After a little bit of time on Jan Mayen, when hopefully we’ll have seen the top of the volcano (although statistically this is extremely unlikely) it’s north across the Greenland Sea and into the high Arctic.
Jan Mayen |
Next stop is Spitsbergen (79 North).
Spitsbergen |
So why has this trip been on my must-do trip for a while?
It should let me see a variety of whales (including orca, fin, bowhead and minke) as well as polar bears, seals, walrus and arctic fox. It should let me add another seriously remote location to my island list (and spend a few hours on Fair Isle too). It gets me back to Svalbard, complete (at this time of year) with 24-hour daylight.
Perhaps most importantly it will let me experience the gradual transition from the (relatively) mild maritime conditions around the Scottish coast at 57 North to the full arctic conditions at 79 North. I’m interested to see how the weather changes, and when during the voyage we first encounter ice.
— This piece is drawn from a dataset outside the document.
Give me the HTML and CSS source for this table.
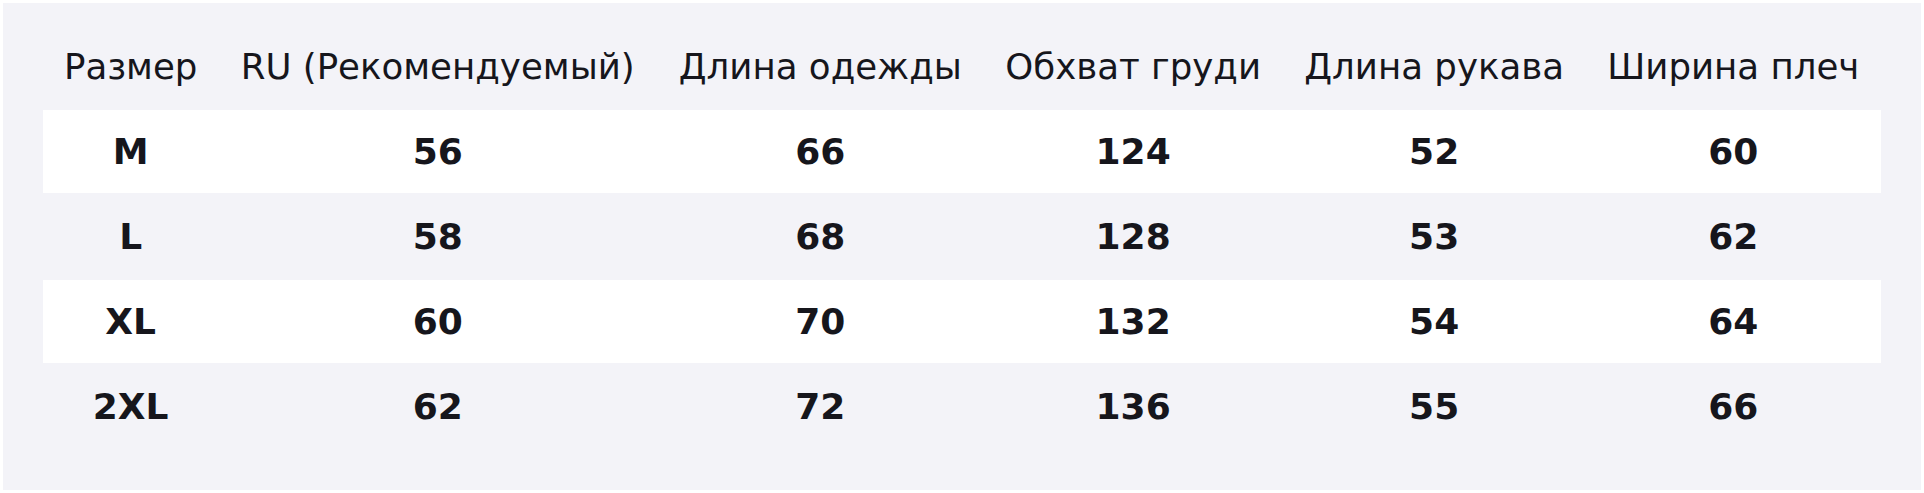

The last time I went to Svalbard I jumped from London via Oslo to Longyearbyen enclosed in an ‘airline bubble’ so the transition was a step change rather than the slow change I hope to see this time.
It would be lovely to be able to come back south by boat too, but unfortunately that would involve staying around Svalbard until the autumn when the tourist boats come back south again so my return journey will be in the airline bubble.